When same-sex couples across the country received the right to marry back in 2015, they also gained numerous advantages previously only available to married heterosexual couples. One area where not enough married couples, same-sex or not, take advantage of the benefits of marriage is estate planning.
Estate planning goes well beyond just executing a will, and as a same-sex couple, married or not, a comprehensive plan could save you some grief in the event that one of you becomes incapacitated or passes away. Of course, your last will and testament remains the cornerstone of a good estate plan, and without one, things can get complicated fast.
Dying without a will
If you should predecease your spouse and not have a will, state law determines who inherits your assets. Sure, your spouse is likely to have access to some of your estate, but the remainder could end up with relatives you never intended to give anything to if you had made your own arrangements. Your estate could end up supporting parents and siblings who failed to support you when you decided to marry your partner.

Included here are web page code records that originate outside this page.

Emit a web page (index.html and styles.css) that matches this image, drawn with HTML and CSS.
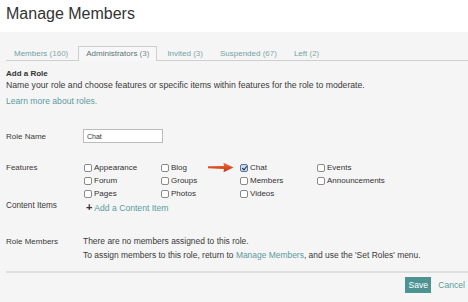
FILE: index.html
```html
<!DOCTYPE html>
<html lang="en">
<head>
    <meta charset="UTF-8">
    <meta name="viewport" content="width=device-width, initial-scale=1.0">
    <title>Manage Members</title>
    <link rel="stylesheet" href="styles.css">
</head>
<body>
    <div class="page-head">
        <h1>Manage Members</h1>
    </div>
    <div class="panel">
        <ul class="tabs">
            <li><a href="#">Members <span class="count">(160)</span></a></li>
            <li class="active"><a href="#">Administrators <span class="count">(3)</span></a></li>
            <li><a href="#">Invited <span class="count">(3)</span></a></li>
            <li><a href="#">Suspended <span class="count">(67)</span></a></li>
            <li><a href="#">Left <span class="count">(2)</span></a></li>
        </ul>

        <div class="role-form">
            <h2>Add a Role</h2>
            <p class="intro">Name your role and choose features or specific items within features for the role to moderate.</p>
            <p class="learn"><a href="#">Learn more about roles.</a></p>

            <div class="form-row row-name">
                <label for="role-name">Role Name</label>
                <input type="text" id="role-name" value="Chat">
            </div>

            <div class="form-row row-features">
                <span class="row-label">Features</span>
                <div class="features">
                    <label class="check"><span class="box"></span>Appearance</label>
                    <label class="check"><span class="box"></span>Blog</label>
                    <label class="check chat"><span class="box checked"></span>Chat
                        <svg class="arrow" width="26" height="11" viewBox="0 0 26 11">
                            <defs>
                                <linearGradient id="ar" x1="0" y1="0" x2="0" y2="1">
                                    <stop offset="0" stop-color="#ef6a3a"/>
                                    <stop offset="1" stop-color="#c7330f"/>
                                </linearGradient>
                            </defs>
                            <path d="M0 4.3 L16 4.1 L15.5 0.8 L25.5 5.5 L15.5 10.2 L16 6.9 L0 6.2 Z" fill="url(#ar)"/>
                        </svg>
                    </label>
                    <label class="check"><span class="box"></span>Events</label>
                    <label class="check"><span class="box"></span>Forum</label>
                    <label class="check"><span class="box"></span>Groups</label>
                    <label class="check"><span class="box"></span>Members</label>
                    <label class="check"><span class="box"></span>Announcements</label>
                    <label class="check"><span class="box"></span>Pages</label>
                    <label class="check"><span class="box"></span>Photos</label>
                    <label class="check"><span class="box"></span>Videos</label>
                </div>
            </div>

            <div class="form-row row-content">
                <span class="row-label">Content Items</span>
                <a href="#" class="add-item"><span class="plus">+</span> Add a Content Item</a>
            </div>

            <div class="form-row row-members">
                <span class="row-label">Role Members</span>
                <div class="members-info">
                    <p>There are no members assigned to this role.</p>
                    <p>To assign members to this role, return to <a href="#">Manage Members</a>, and use the 'Set Roles' menu.</p>
                </div>
            </div>
        </div>

        <div class="actions">
            <button type="submit" class="save">Save</button>
            <a href="#" class="cancel">Cancel</a>
        </div>
    </div>
</body>
</html>
```

FILE: styles.css
```css
body {
    margin: 0;
    padding: 0;
    font-family: "Liberation Sans", Arial, sans-serif;
    font-size: 8px;
    color: #3a3a3a;
    background-color: #f5f5f5;
}
a {
    color: #5a9c9e;
    text-decoration: none;
}
p {
    margin: 0;
}
.page-head {
    background: #fff;
    height: 32px;
}
.page-head h1 {
    margin: 0;
    padding: 4px 0 0 6px;
    font-size: 16px;
    font-weight: normal;
    line-height: 20px;
    color: #333;
}
.panel {
    padding: 0 0 0 6px;
}
.tabs {
    list-style: none;
    margin: 0;
    padding: 14px 0 0 1px;
    display: flex;
    gap: 3px;
    border-bottom: 1px solid #cfcfcf;
}
.tabs li a {
    display: block;
    padding: 0 6px;
    height: 13px;
    line-height: 13px;
    border: 1px solid transparent;
    border-bottom: none;
    color: #6fa3a4;
}
.tabs .count {
    color: #8aa9aa;
}
.tabs li.active a {
    background: #f7f7f7;
    border-color: #cfcfcf;
    color: #5b7475;
    margin-bottom: -1px;
    height: 14px;
    padding: 0 7px;
}
.tabs li.active .count {
    color: #7c8f8f;
}
.role-form h2 {
    margin: 7px 0 0;
    font-size: 8px;
    font-weight: bold;
    line-height: 11px;
    color: #333;
}
.intro {
    margin-top: 1px;
    line-height: 11px;
    font-size: 8.7px;
}
.learn {
    margin-top: 5px;
    line-height: 11px;
    font-size: 8.6px;
}
.form-row {
    display: grid;
    grid-template-columns: 77px 1fr;
    align-items: start;
}
.row-label,
.form-row > label {
    line-height: 13px;
}
.row-name {
    margin-top: 22px;
    align-items: center;
}
.row-name input {
    width: 80px;
    height: 14px;
    box-sizing: border-box;
    border: 1px solid #bcbcbc;
    background: #fff;
    font-family: inherit;
    font-size: 7px;
    padding: 0 3px;
    color: #333;
}
.row-features {
    margin-top: 18px;
}
.features {
    display: grid;
    grid-template-columns: 77px 79px 77px auto;
    grid-auto-rows: 13px;
    padding-left: 1px;
}
.check {
    display: flex;
    align-items: center;
    gap: 2px;
    line-height: 13px;
    color: #333;
    position: relative;
}
.box {
    width: 8px;
    height: 8px;
    box-sizing: border-box;
    border: 1px solid #8a8a8a;
    border-radius: 2px;
    background: #fff;
}
.box.checked {
    background: #c9d9f0;
    border-color: #5d7696;
    position: relative;
}
.box.checked::after {
    content: "";
    position: absolute;
    left: 2px;
    top: 0;
    width: 2px;
    height: 4px;
    border: solid #1f2f4a;
    border-width: 0 1.5px 1.5px 0;
    transform: rotate(40deg);
}
.arrow {
    position: absolute;
    left: -32px;
    top: 1px;
}
.row-content {
    margin-top: -1px;
}
.row-content .row-label {
    font-size: 8.2px;
}
.add-item {
    display: block;
    margin-top: 3px;
    padding-left: 3px;
    line-height: 11px;
    font-size: 8.6px;
}
.plus {
    font-size: 11px;
    font-weight: bold;
    color: #333;
}
.row-members {
    margin-top: 22px;
}
.row-members .row-label {
    line-height: 11px;
}
.members-info {
    font-size: 8.45px;
}
.members-info p {
    line-height: 11px;
    margin-bottom: 3px;
}
.actions {
    margin-top: 7px;
    border-top: 2px solid #dedede;
    display: flex;
    justify-content: flex-end;
    align-items: center;
    gap: 7px;
    padding-top: 4px;
}
.save {
    background: #4e9394;
    color: #fff;
    border: none;
    font-family: inherit;
    font-size: 8.6px;
    height: 16px;
    width: 26px;
    padding: 0;
    cursor: pointer;
}
.cancel {
    font-size: 8.6px;
    margin-right: 3px;
}
```
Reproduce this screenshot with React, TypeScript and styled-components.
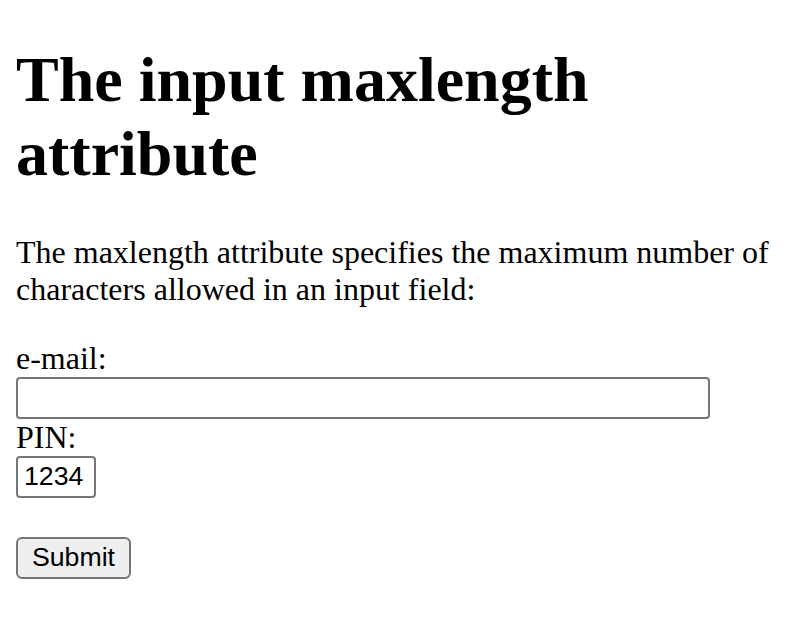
import React from "react";
import styled, { createGlobalStyle } from "styled-components";

const GlobalStyle = createGlobalStyle`
  html, body { background: #ffffff; }
  body {
    margin: 0 16px 16px 16px;
    font-family: "Liberation Serif", "Times New Roman", serif;
    font-size: 32px;
    color: #000000;
  }
`;

const Heading = styled.h1`
  font-size: 64px;
  font-weight: bold;
  margin: 42.88px 0;
  line-height: normal;
`;

const Paragraph = styled.p`
  margin: 32px 0;
`;

const Form = styled.form`
  margin: 0;
`;

const Label = styled.label`
  font-size: 32px;
`;

const TextInput = styled.input<{ $w: number }>`
  box-sizing: border-box;
  width: ${(p) => p.$w}px;
  height: 42px;
  padding: 2px 6px;
  border: 2px solid #767676;
  border-radius: 4px;
  background: #ffffff;
  font-family: "Liberation Sans", Arial, sans-serif;
  font-size: 26.67px;
  color: #000000;
  margin: 0;
  vertical-align: baseline;
`;

const SubmitButton = styled.input`
  box-sizing: border-box;
  width: 115px;
  height: 42px;
  padding: 2px 12px;
  border: 2px solid #767676;
  border-radius: 6px;
  background: #efefef;
  font-family: "Liberation Sans", Arial, sans-serif;
  font-size: 26.67px;
  color: #000000;
  margin: 2px 0 0 0;
`;

export default function App() {
  return (
    <>
      <GlobalStyle />
      <Heading>The input maxlength attribute</Heading>
      <Paragraph>
        The maxlength attribute specifies the maximum number of characters
        allowed in an input field:
      </Paragraph>
      <Form onSubmit={(e) => e.preventDefault()}>
        <Label htmlFor="email">e-mail:</Label>
        <br />
        <TextInput type="text" id="email" name="email" $w={694} />
        <br />
        <Label htmlFor="pin">PIN:</Label>
        <br />
        <TextInput
          type="text"
          id="pin"
          name="pin"
          maxLength={4}
          defaultValue="1234"
          $w={80}
        />
        <br />
        <br />
        <SubmitButton type="submit" value="Submit" />
      </Form>
    </>
  );
}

In a will, you can clearly outline who you want to receive certain assets, and who you want to exclude from your will, if that is your choice. In addition, it’s only been a short time since the LGBT community gained the right to marry, and the courts are still catching up in other areas of the law. Having a will helps guarantee that your spouse will receive the assets you intend.
Trusts and beneficiary designations
After your will, you may consider creating a trust. You can put assets into this trust for your spouse that will be immediately available to him or her upon your death. Those assets will not have to go through a time-consuming and often costly probate.

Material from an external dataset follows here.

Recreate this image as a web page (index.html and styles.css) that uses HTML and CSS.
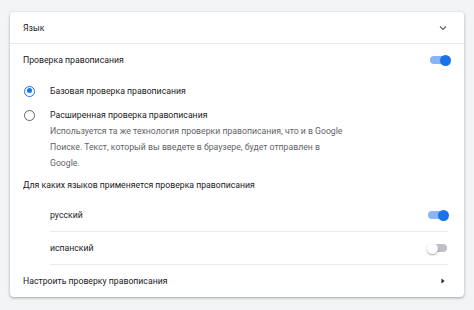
FILE: index.html
```html
<!DOCTYPE html>
<html lang="ru">
<head>
<meta charset="utf-8">
<link rel="stylesheet" href="styles.css">
</head>
<body>
<div class="card">
  <div class="row header">
    <span class="label">Язык</span>
    <svg class="chev" width="8" height="6" viewBox="0 0 8 6"><path d="M1 1.5 L4 4.5 L7 1.5" fill="none" stroke="#5f6368" stroke-width="1.2"/></svg>
  </div>
  <div class="row main">
    <span class="label">Проверка правописания</span>
    <span class="toggle on"><span class="knob"></span></span>
  </div>
  <div class="radio-row basic">
    <span class="radio checked"></span>
    <span class="label">Базовая проверка правописания</span>
  </div>
  <div class="radio-row enhanced">
    <span class="radio"></span>
    <div class="text">
      <div class="label">Расширенная проверка правописания</div>
      <div class="sub">Используется та же технология проверки правописания, что и в Google<br>Поиске. Текст, который вы введете в браузере, будет отправлен в<br>Google.</div>
    </div>
  </div>
  <div class="row langs-title">
    <span class="label">Для каких языков применяется проверка правописания</span>
  </div>
  <div class="row lang">
    <span class="label">русский</span>
    <span class="toggle on"><span class="knob"></span></span>
  </div>
  <div class="row lang">
    <span class="label">испанский</span>
    <span class="toggle off"><span class="knob"></span></span>
  </div>
  <div class="row custom">
    <span class="label">Настроить проверку правописания</span>
    <svg class="arrow" width="4" height="6" viewBox="0 0 4 6"><path d="M0.5 0.5 L3.5 3 L0.5 5.5 Z" fill="#202124"/></svg>
  </div>
</div>
</body>
</html>
```

FILE: styles.css
```css
* { box-sizing: border-box; }
html, body { margin: 0; }
body {
  background: #f3f4f6;
  padding: 12px 10px 13px 10px;
  font-family: Roboto, "Noto Sans", sans-serif;
  font-size: 8.7px;
  color: #202124;
}
.card {
  width: 454px;
  background: #fff;
  border-radius: 4px;
  box-shadow: 0 1px 2px rgba(60,64,67,0.3), 0 1px 3px 1px rgba(60,64,67,0.12);
}
.row {
  display: flex;
  align-items: center;
  justify-content: space-between;
  padding: 0 14px 0 13px;
}
.header {
  height: 32px;
  border-bottom: 1px solid #e8eaed;
  padding-right: 17px;
}
.main { height: 32px; }
.radio-row {
  display: flex;
  padding-left: 14px;
  padding-right: 20px;
}
.basic { height: 30px; align-items: center; }
.enhanced { padding-top: 1px; height: 65px; align-items: flex-start; }
.enhanced .radio { margin-top: 2.5px; }
.radio {
  flex: none;
  width: 11px;
  height: 11px;
  border-radius: 50%;
  border: 1.5px solid #5f6368;
  margin-right: 15px;
  position: relative;
}
.radio.checked { border-color: #1a73e8; }
.radio.checked::after {
  content: "";
  position: absolute;
  left: 1.5px; top: 1.5px;
  width: 5px; height: 5px;
  border-radius: 50%;
  background: #1a73e8;
}
.text .label { line-height: 16px; }
.sub { color: #5f6368; line-height: 16px; }
.langs-title { height: 28px; }
.lang {
  height: 33px;
  margin-left: 40px;
  margin-right: 16px;
  padding: 0;
  border-bottom: 1px solid #e8eaed;
}
.custom { height: 32px; padding-right: 19px; }
.toggle {
  position: relative;
  width: 20px;
  height: 8px;
  border-radius: 4px;
  flex: none;
}
.toggle.on { background: #8ab4f8; }
.toggle.off { background: #bdc1c6; width: 18px; margin-right: 1px; }
.toggle .knob {
  position: absolute;
  top: -1.5px;
  width: 11px;
  height: 11px;
  border-radius: 50%;
}
.toggle.on .knob { right: -1px; background: #1a73e8; }
.toggle.off .knob { left: -2px; background: #fff; box-shadow: 0 1px 2px rgba(0,0,0,0.35); }
```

Some of your assets (such as retirement plans, bank/investment accounts and life insurance policies) require you, or give you the option, to execute a beneficiary designation or pay-on-death form. These forms identify the person or persons you want to receive the proceeds of the account upon your death. These assets also do not go through probate.

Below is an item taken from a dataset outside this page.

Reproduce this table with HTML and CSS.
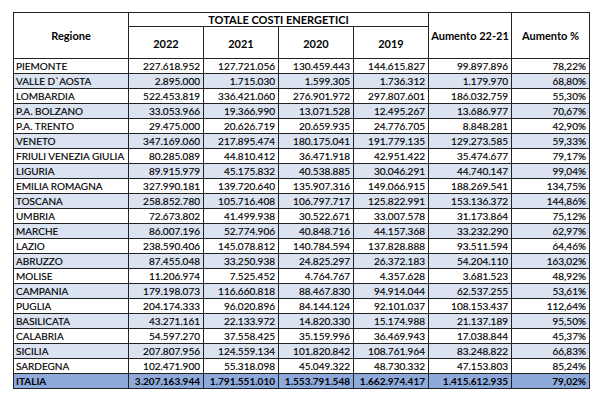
FILE: index.html
```html
<!DOCTYPE html>
<html lang="it">
<head>
<meta charset="utf-8">
<link rel="stylesheet" href="styles.css">
</head>
<body>
<table class="tbl">
  <colgroup>
    <col class="c-reg"><col class="c-y"><col class="c-y"><col class="c-y"><col class="c-y"><col class="c-a"><col class="c-p">
  </colgroup>
  <thead>
    <tr class="h1">
      <th rowspan="2">Regione</th>
      <th colspan="4">TOTALE COSTI ENERGETICI</th>
      <th rowspan="2">Aumento 22-21</th>
      <th rowspan="2">Aumento %</th>
    </tr>
    <tr class="h2">
      <th>2022</th><th>2021</th><th>2020</th><th>2019</th>
    </tr>
  </thead>
  <tbody>
    <tr><td>PIEMONTE</td><td>227.618.952</td><td>127.721.056</td><td>130.459.443</td><td>144.615.827</td><td>99.897.896</td><td>78,22%</td></tr>
    <tr class="alt"><td>VALLE D`AOSTA</td><td>2.895.000</td><td>1.715.030</td><td>1.599.305</td><td>1.736.312</td><td>1.179.970</td><td>68,80%</td></tr>
    <tr><td>LOMBARDIA</td><td>522.453.819</td><td>336.421.060</td><td>276.901.972</td><td>297.807.601</td><td>186.032.759</td><td>55,30%</td></tr>
    <tr class="alt"><td>P.A. BOLZANO</td><td>33.053.966</td><td>19.366.990</td><td>13.071.528</td><td>12.495.267</td><td>13.686.977</td><td>70,67%</td></tr>
    <tr><td>P.A. TRENTO</td><td>29.475.000</td><td>20.626.719</td><td>20.659.935</td><td>24.776.705</td><td>8.848.281</td><td>42,90%</td></tr>
    <tr class="alt"><td>VENETO</td><td>347.169.060</td><td>217.895.474</td><td>180.175.041</td><td>191.779.135</td><td>129.273.585</td><td>59,33%</td></tr>
    <tr><td>FRIULI VENEZIA GIULIA</td><td>80.285.089</td><td>44.810.412</td><td>36.471.918</td><td>42.951.422</td><td>35.474.677</td><td>79,17%</td></tr>
    <tr class="alt"><td>LIGURIA</td><td>89.915.979</td><td>45.175.832</td><td>40.538.885</td><td>30.046.291</td><td>44.740.147</td><td>99,04%</td></tr>
    <tr><td>EMILIA ROMAGNA</td><td>327.990.181</td><td>139.720.640</td><td>135.907.316</td><td>149.066.915</td><td>188.269.541</td><td>134,75%</td></tr>
    <tr class="alt"><td>TOSCANA</td><td>258.852.780</td><td>105.716.408</td><td>106.797.717</td><td>125.822.991</td><td>153.136.372</td><td>144,86%</td></tr>
    <tr><td>UMBRIA</td><td>72.673.802</td><td>41.499.938</td><td>30.522.671</td><td>33.007.578</td><td>31.173.864</td><td>75,12%</td></tr>
    <tr class="alt"><td>MARCHE</td><td>86.007.196</td><td>52.774.906</td><td>40.848.716</td><td>44.157.368</td><td>33.232.290</td><td>62,97%</td></tr>
    <tr><td>LAZIO</td><td>238.590.406</td><td>145.078.812</td><td>140.784.594</td><td>137.828.888</td><td>93.511.594</td><td>64,46%</td></tr>
    <tr class="alt"><td>ABRUZZO</td><td>87.455.048</td><td>33.250.938</td><td>24.825.297</td><td>26.372.183</td><td>54.204.110</td><td>163,02%</td></tr>
    <tr><td>MOLISE</td><td>11.206.974</td><td>7.525.452</td><td>4.764.767</td><td>4.357.628</td><td>3.681.523</td><td>48,92%</td></tr>
    <tr class="alt"><td>CAMPANIA</td><td>179.198.073</td><td>116.660.818</td><td>88.467.830</td><td>94.914.044</td><td>62.537.255</td><td>53,61%</td></tr>
    <tr><td>PUGLIA</td><td>204.174.333</td><td>96.020.896</td><td>84.144.124</td><td>92.101.037</td><td>108.153.437</td><td>112,64%</td></tr>
    <tr class="alt"><td>BASILICATA</td><td>43.271.161</td><td>22.133.972</td><td>14.820.330</td><td>15.174.988</td><td>21.137.189</td><td>95,50%</td></tr>
    <tr><td>CALABRIA</td><td>54.597.270</td><td>37.558.425</td><td>35.159.996</td><td>36.469.943</td><td>17.038.844</td><td>45,37%</td></tr>
    <tr class="alt"><td>SICILIA</td><td>207.807.956</td><td>124.559.134</td><td>101.820.842</td><td>108.761.964</td><td>83.248.822</td><td>66,83%</td></tr>
    <tr><td>SARDEGNA</td><td>102.471.900</td><td>55.318.098</td><td>45.049.322</td><td>48.730.332</td><td>47.153.803</td><td>85,24%</td></tr>
    <tr class="total"><td>ITALIA</td><td>3.207.163.944</td><td>1.791.551.010</td><td>1.553.791.548</td><td>1.662.974.417</td><td>1.415.612.935</td><td>79,02%</td></tr>
  </tbody>
</table>
</body>
</html>
```

FILE: styles.css
```css
html, body {
  margin: 0;
  padding: 0;
  background: #ffffff;
}
body {
  padding: 12px 0 0 13px;
  font-family: Lato, "Liberation Sans", sans-serif;
  color: #000;
}
.tbl {
  border-collapse: collapse;
  table-layout: fixed;
  width: 577px;
  border: 1.5px solid #222;
}
.c-reg { width: 115px; }
.c-y { width: 75px; }
.c-a { width: 83px; }
.c-p { width: 78px; }
.tbl th {
  font-size: 11px;
  font-weight: 700;
  text-align: center;
  vertical-align: middle;
  border: 1px solid #222;
  padding: 0;
  line-height: 12px;
}
.h1 th { height: 13px; }
.h2 th { height: 29px; padding-top: 2px; }
.tbl td {
  font-size: 10px;
  height: 14px;
  line-height: 12px;
  padding: 0 3px 0 2px;
  border: 1px solid #222;
  text-align: right;
  white-space: nowrap;
  overflow: hidden;
  -webkit-text-stroke: 0.15px #000;
}
.tbl td:first-child {
  text-align: left;
}
.alt td {
  background: #dbe3f1;
}
.total td {
  background: #8eaadb;
  font-weight: 700;
  border-top: 1.5px solid #222;
  -webkit-text-stroke: 0;
}
```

You may want to be aware that these documents most often override whatever you say in your will about these assets. Therefore, use caution when identifying beneficiaries in your will. If you want a certain person to receive the proceeds of an asset, be sure the documentation reflects your wishes.
Powers of attorney
Many people automatically assume that spouses can make medical and financial decisions on behalf of an incapacitated spouse. That may not always be the case, especially for same-sex couples. It would be prudent to execute powers of attorney for health care and financial decisions in order to make sure that your spouse can make crucial medical and financial decisions for you if you are unable to due to an illness or injury.
Estate planning help
No one likes to contemplate their own incapacitation or demise, but everyone should. Creating a comprehensive estate plan may still be even more important for same-sex couples as the courts and lawmakers continue to catch up with the times. In order to make sure that whatever plans you want to make don’t fall apart when they are needed, it may be a good idea to utilize the legal services in your area.